WHAT YOU WILL DO -
Return each line of the records holding the string "image".

─── RECORDS PROVIDED ───

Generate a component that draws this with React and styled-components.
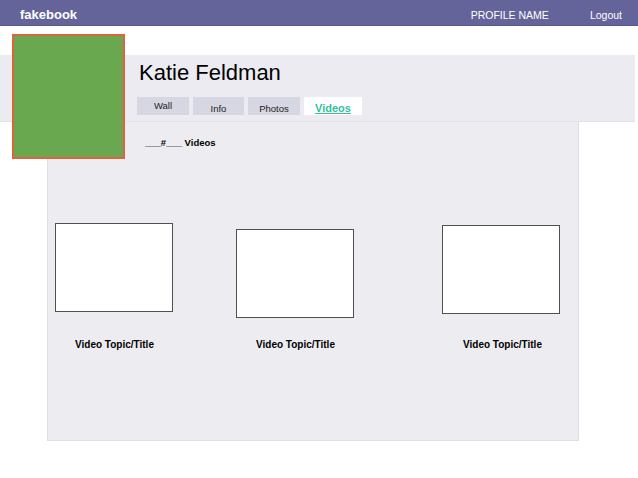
import React from "react";
import styled, { createGlobalStyle } from "styled-components";

const GlobalStyle = createGlobalStyle`
  html, body {
    margin: 0;
    padding: 0;
    background: #ffffff;
    font-family: "Liberation Sans", Arial, sans-serif;
  }
`;

const Page = styled.div`
  position: relative;
  width: 638px;
  height: 478px;
  overflow: hidden;
`;

const TopBar = styled.header`
  display: flex;
  align-items: center;
  height: 26px;
  padding: 4px 16px 0 20px;
  box-sizing: border-box;
  background: #65649a;
  border-bottom: 1px solid #5a5a8c;
  color: #ffffff;
`;

const Brand = styled.div`
  font-size: 13px;
  font-weight: bold;
  flex: 1;
`;

const TopLink = styled.span`
  font-size: 10.5px;
  margin-left: ${(p) => p.$gap || 0}px;
`;

const Band = styled.section`
  margin: 29px 3px 0 0;
  height: 67px;
  padding: 6px 0 0 139px;
  box-sizing: border-box;
  background: #ebebf1;
  border-bottom: 1px solid #e2e2ea;
`;

const Name = styled.h1`
  margin: 0;
  font-size: 22px;
  font-weight: normal;
  line-height: 24px;
  color: #000000;
`;

const Tabs = styled.nav`
  display: flex;
  gap: 4px;
  margin: 12px 0 0 -2px;
`;

const Tab = styled.div`
  display: flex;
  justify-content: center;
  align-items: ${(p) => (p.$top ? "flex-start" : "flex-end")};
  width: ${(p) => p.$w}px;
  height: 18px;
  padding: ${(p) => (p.$top ? "3px 0 0" : "0 0 1px")};
  box-sizing: border-box;
  background: ${(p) => (p.$active ? "#ffffff" : "#d6d7e2")};
  font-size: ${(p) => (p.$active ? "11px" : "9.5px")};
  font-weight: ${(p) => (p.$active ? "bold" : "normal")};
  color: ${(p) => (p.$active ? "#35bf9f" : "#222222")};
  text-decoration: ${(p) => (p.$active ? "underline" : "none")};
`;

const Panel = styled.main`
  margin-left: 47px;
  width: 532px;
  height: 319px;
  box-sizing: border-box;
  background: #ececf1;
  border: 1px solid #dedee5;
  border-top: none;
  padding: 15px 0 0 7px;
`;

const Count = styled.div`
  margin-left: 90px;
  font-size: 9.5px;
  font-weight: bold;
  line-height: 12px;
  color: #000000;
`;

const VideoRow = styled.div`
  display: flex;
  margin-top: 74px;
`;

const Card = styled.div`
  display: flex;
  flex-direction: column;
  align-items: center;
  width: 118px;
  margin-left: ${(p) => p.$dx}px;
`;

const ThumbSlot = styled.div`
  height: 96px;
`;

const Thumb = styled.div`
  width: 118px;
  height: 89px;
  margin-top: ${(p) => p.$dy}px;
  box-sizing: border-box;
  background: #ffffff;
  border: 1px solid #505050;
`;

const Caption = styled.div`
  margin-top: 20px;
  margin-left: ${(p) => p.$nudge || 0}px;
  font-size: 10px;
  font-weight: bold;
  line-height: 12px;
  color: #000000;
  white-space: nowrap;
`;

const Avatar = styled.div`
  position: absolute;
  top: 34px;
  left: 12px;
  width: 113px;
  height: 125px;
  box-sizing: border-box;
  background: #69a84f;
  border: 2px solid #e1623f;
`;

const videos = [
  { dx: 0, dy: 0, nudge: 1 },
  { dx: 63, dy: 6, nudge: 1 },
  { dx: 88, dy: 2, nudge: 3 },
];

export default function App() {
  return (
    <>
      <GlobalStyle />
      <Page>
        <TopBar>
          <Brand>fakebook</Brand>
          <TopLink>PROFILE NAME</TopLink>
          <TopLink $gap={41}>Logout</TopLink>
        </TopBar>
        <Band>
          <Name>Katie Feldman</Name>
          <Tabs>
            <Tab $w={52} $top>
              Wall
            </Tab>
            <Tab $w={51}>Info</Tab>
            <Tab $w={52}>Photos</Tab>
            <Tab $w={58} $active>
              Videos
            </Tab>
          </Tabs>
        </Band>
        <Panel>
          <Count>___#___ Videos</Count>
          <VideoRow>
            {videos.map((v, i) => (
              <Card key={i} $dx={v.dx}>
                <ThumbSlot>
                  <Thumb $dy={v.dy} />
                </ThumbSlot>
                <Caption $nudge={v.nudge}>Video Topic/Title</Caption>
              </Card>
            ))}
          </VideoRow>
        </Panel>
        <Avatar />
      </Page>
    </>
  );
}
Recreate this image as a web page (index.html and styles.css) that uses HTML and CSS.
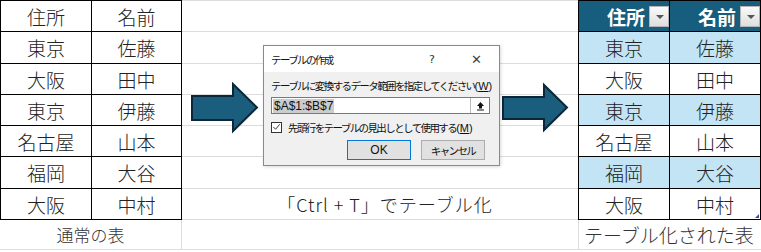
FILE: index.html
```html
<!DOCTYPE html>
<html lang="ja">
<head>
<meta charset="utf-8">
<link rel="stylesheet" href="styles.css">
</head>
<body>
<div class="sheet">
  <div class="side">
    <div class="grid plain">
      <div class="c">住所</div><div class="c">名前</div>
      <div class="c">東京</div><div class="c">佐藤</div>
      <div class="c">大阪</div><div class="c">田中</div>
      <div class="c">東京</div><div class="c">伊藤</div>
      <div class="c">名古屋</div><div class="c">山本</div>
      <div class="c">福岡</div><div class="c">大谷</div>
      <div class="c">大阪</div><div class="c">中村</div>
    </div>
    <div class="caption cap-left">通常の表</div>
  </div>

  <div class="mid">
    <div class="row r31"></div>
    <div class="row r32"></div>
    <div class="row r31"></div>
    <div class="row r31"></div>
    <div class="row r31"></div>
    <div class="row r32"></div>
    <div class="row r31 mid-cap">「Ctrl + T」でテーブル化</div>
    <div class="row r30"></div>
  </div>

  <div class="side right">
    <div class="grid styled">
      <div class="c head"><span>住所</span><span class="filter"></span></div>
      <div class="c head"><span>名前</span><span class="filter"></span></div>
      <div class="c band">東京</div><div class="c band">佐藤</div>
      <div class="c">大阪</div><div class="c">田中</div>
      <div class="c band">東京</div><div class="c band">伊藤</div>
      <div class="c">名古屋</div><div class="c">山本</div>
      <div class="c band">福岡</div><div class="c band">大谷</div>
      <div class="c">大阪</div><div class="c last">中村<span class="handle"></span></div>
    </div>
    <div class="caption cap-right">テーブル化された表</div>
  </div>

  <svg class="arrow arrow-1" width="70" height="52" viewBox="0 0 70 52">
    <polygon points="2,14 43,14 43,2 67,25.5 43,49 43,38 2,38" fill="#1b5d7d" stroke="#0c2838" stroke-width="2" stroke-linejoin="miter"/>
  </svg>
  <svg class="arrow arrow-2" width="70" height="52" viewBox="0 0 70 52">
    <polygon points="3,15 44,15 44,3 67,25.5 44,48 44,37 3,37" fill="#1b5d7d" stroke="#0c2838" stroke-width="2" stroke-linejoin="miter"/>
  </svg>

  <div class="dialog">
    <div class="dlg-title">
      <span class="dlg-name">テーブルの作成</span>
      <span class="dlg-help">?</span>
      <span class="dlg-close">✕</span>
    </div>
    <div class="dlg-body">
      <div class="dlg-label">テーブルに変換するデータ範囲を指定してください<span class="key">(<u>W</u>)</span></div>
      <div class="dlg-input">
        <span class="sel">$A$1:$B$7</span>
        <span class="pick">
          <svg width="9" height="10" viewBox="0 0 9 10"><path d="M4.5 1 L8 5 L6 5 L6 7.5 L3 7.5 L3 5 L1 5 Z" fill="#111"/><rect x="1" y="8.5" width="7" height="1" fill="#111"/></svg>
        </span>
      </div>
      <div class="dlg-check">
        <span class="box">
          <svg width="10" height="10" viewBox="0 0 10 10"><path d="M1.5 5 L4 7.5 L8.5 2" fill="none" stroke="#222" stroke-width="1"/></svg>
        </span>
        <span>先頭行をテーブルの見出しとして使用する<span class="key">(<u>M</u>)</span></span>
      </div>
      <div class="dlg-buttons">
        <span class="btn ok">OK</span>
        <span class="btn">キャンセル</span>
      </div>
    </div>
  </div>
</div>
</body>
</html>
```
FILE: styles.css
```css
html, body {
  margin: 0;
  padding: 0;
  background: #fff;
}
body {
  font-family: "Noto Sans CJK JP", "Noto Sans", sans-serif;
  color: #222;
}
.sheet {
  position: relative;
  width: 761px;
  height: 252px;
  display: flex;
  overflow: hidden;
}
.side {
  width: 182px;
  display: flex;
  flex-direction: column;
}
.side.right {
  width: 183px;
}
.grid {
  display: grid;
  background: #000;
  padding: 1px;
  gap: 1px;
  grid-template-rows: 30px 31px 30px 30px 30px 31px 30px;
}
.plain {
  grid-template-columns: 90px 89px;
}
.styled {
  grid-template-columns: 90px 90px;
}
.c {
  background: #fff;
  display: flex;
  align-items: center;
  justify-content: center;
  font-size: 19px;
  font-weight: 300;
  line-height: 1;
  color: #222;
}
.band {
  background: #c2e4f4;
}
.head {
  background: #175d7e;
  color: #fff;
  font-weight: bold;
  justify-content: flex-end;
  gap: 4px;
}
.filter {
  position: relative;
  width: 20px;
  height: 21px;
  box-sizing: border-box;
  border: 1px solid #b5b5b5;
  background: linear-gradient(#fafafa, #dedede);
}
.filter::after {
  content: "";
  position: absolute;
  left: 6px;
  top: 8px;
  border-left: 4px solid transparent;
  border-right: 4px solid transparent;
  border-top: 4px solid #555;
}
.last {
  position: relative;
}
.handle {
  position: absolute;
  right: 1px;
  bottom: 1px;
  width: 4px;
  height: 4px;
  background: #3e4fa3;
  clip-path: polygon(100% 0, 100% 100%, 0 100%);
}
.caption {
  height: 30px;
  box-sizing: border-box;
  border-bottom: 1px solid #dcdcdc;
  display: flex;
  align-items: center;
  font-weight: 300;
  color: #333;
}
.cap-left {
  justify-content: center;
  border-right: 1px solid #dcdcdc;
  font-size: 17px;
}
.cap-right {
  border-left: 1px solid #dcdcdc;
  padding-left: 5px;
  font-size: 19px;
  white-space: nowrap;
}
.mid {
  width: 396px;
  border-top: 1px solid #dcdcdc;
  display: flex;
  flex-direction: column;
}
.row {
  box-sizing: border-box;
  border-bottom: 1px solid #dcdcdc;
}
.r30 { height: 30px; }
.r31 { height: 31px; }
.r32 { height: 32px; }
.mid-cap {
  display: flex;
  align-items: center;
  justify-content: center;
  font-size: 18px;
  font-weight: 300;
  letter-spacing: 1px;
  color: #222;
  padding-left: 10px;
  white-space: nowrap;
}
.arrow {
  position: absolute;
  top: 82px;
}
.arrow-1 { left: 190px; }
.arrow-2 { left: 500px; }

.dialog {
  position: absolute;
  left: 263px;
  top: 45px;
  width: 237px;
  height: 121px;
  box-sizing: border-box;
  border: 1px solid #8a8a8a;
  background: #f0f0f0;
  box-shadow: 1px 1px 3px rgba(0,0,0,0.15);
  font-size: 10.5px;
  letter-spacing: -1.6px;
  color: #111;
  display: flex;
  flex-direction: column;
}
.key {
  letter-spacing: 0;
  font-family: "Liberation Sans", sans-serif;
  font-size: 11px;
}
.dlg-title {
  height: 26px;
  background: #fff;
  display: flex;
  align-items: center;
  padding-left: 7px;
}
.dlg-name { flex: 1; }
.dlg-help {
  width: 10px;
  margin-right: 32px;
  font-family: "DejaVu Sans", sans-serif;
  font-size: 11px;
  letter-spacing: 0;
  color: #333;
}
.dlg-close {
  width: 16px;
  margin-right: 12px;
  font-family: "DejaVu Sans", sans-serif;
  font-size: 13px;
  letter-spacing: 0;
  color: #444;
}
.dlg-body {
  padding: 7px 9px 0 7px;
  display: flex;
  flex-direction: column;
}
.dlg-label {
  height: 14px;
  line-height: 14px;
  white-space: nowrap;
}
.dlg-input {
  margin-top: 4px;
  height: 17px;
  box-sizing: border-box;
  border: 1px solid #7a7a7a;
  background: #fff;
  display: flex;
  align-items: center;
  justify-content: space-between;
  padding-left: 1px;
}
.sel {
  background: #cccccc;
  font-family: "Liberation Sans", sans-serif;
  font-size: 12px;
  letter-spacing: 0;
  line-height: 14px;
  padding: 0 1px;
}
.pick {
  width: 18px;
  height: 15px;
  border-left: 1px solid #bbb;
  display: flex;
  align-items: center;
  justify-content: center;
}
.dlg-check {
  margin-top: 7px;
  display: flex;
  align-items: center;
  gap: 6px;
  white-space: nowrap;
  height: 12px;
}
.box {
  width: 11px;
  height: 11px;
  box-sizing: border-box;
  border: 1px solid #333;
  background: #fff;
  display: flex;
  align-items: center;
  justify-content: center;
}
.dlg-buttons {
  margin-top: 7px;
  display: flex;
  justify-content: flex-end;
  gap: 10px;
  padding-right: 5px;
}
.btn {
  width: 64px;
  height: 20px;
  box-sizing: border-box;
  border: 1px solid #adadad;
  background: #e1e1e1;
  display: flex;
  align-items: center;
  justify-content: center;
}
.btn.ok {
  border: 1px solid #0078d7;
  font-family: "Liberation Sans", sans-serif;
  font-size: 12px;
  letter-spacing: 0;
}
```
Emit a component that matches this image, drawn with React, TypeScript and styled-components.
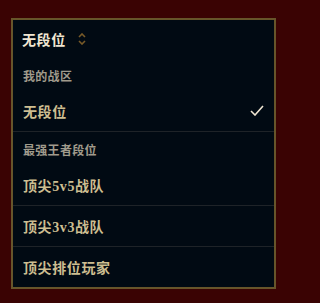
import React from 'react';
import styled, { createGlobalStyle } from 'styled-components';

const GlobalStyle = createGlobalStyle`
  html, body {
    margin: 0;
    padding: 0;
    background: #3a0303;
  }
  body {
    font-family: "Liberation Serif", "Noto Sans CJK SC", serif;
  }
`;

const Page = styled.div`
  padding: 18px 0 0 11px;
  height: 303px;
  box-sizing: border-box;
`;

const Panel = styled.div`
  width: 265px;
  height: 271px;
  box-sizing: border-box;
  border: 2px solid #67552a;
  background: #010a13;
  display: flex;
  flex-direction: column;
`;

const Header = styled.div`
  display: flex;
  align-items: center;
  gap: 12px;
  height: 39px;
  padding: 0 9px;
  color: #f0e6d2;
  font-size: 14px;
  font-weight: 700;
  letter-spacing: 0.6px;
`;

const Group = styled.div<{ $divided?: boolean }>`
  display: flex;
  flex-direction: column;
  border-top: ${(p) => (p.$divided ? '1px solid #1e2328' : 'none')};
`;

const Label = styled.div`
  padding: 12px 10px 6px;
  line-height: 14px;
  font-size: 12px;
  font-weight: 700;
  color: #a09b8c;
  letter-spacing: 0.3px;
`;

const Item = styled.div<{ $divided?: boolean }>`
  display: flex;
  align-items: center;
  justify-content: space-between;
  height: 41px;
  box-sizing: border-box;
  padding: 0 10px;
  font-size: 14px;
  font-weight: 700;
  letter-spacing: 0.6px;
  color: #cdbe91;
  border-top: ${(p) => (p.$divided ? '1px solid #1e2328' : 'none')};
`;

const UpDown = () => (
  <svg width="8" height="12" viewBox="0 0 8 12" fill="none" stroke="#785a28" strokeWidth="1.6">
    <path d="M1 4 L4 1 L7 4" />
    <path d="M1 8 L4 11 L7 8" />
  </svg>
);

const Check = () => (
  <svg width="14" height="11" viewBox="0 0 14 11" fill="none" stroke="#f0e6d2" strokeWidth="1.6">
    <path d="M1 6 L5 10 L13 1" />
  </svg>
);

const App: React.FC = () => {
  return (
    <Page>
      <GlobalStyle />
      <Panel>
        <Header>
          <span>无段位</span>
          <UpDown />
        </Header>
        <Group>
          <Label>我的战区</Label>
          <Item>
            <span>无段位</span>
            <Check />
          </Item>
        </Group>
        <Group $divided>
          <Label>最强王者段位</Label>
          <Item>顶尖5v5战队</Item>
          <Item $divided>顶尖3v3战队</Item>
          <Item $divided>顶尖排位玩家</Item>
        </Group>
      </Panel>
    </Page>
  );
};

export default App;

───

FINAL RESULT -
Recreate this image as a web page (index.html and styles.css) that uses HTML and CSS.
Emit a component that matches this image, drawn with React, TypeScript and styled-components.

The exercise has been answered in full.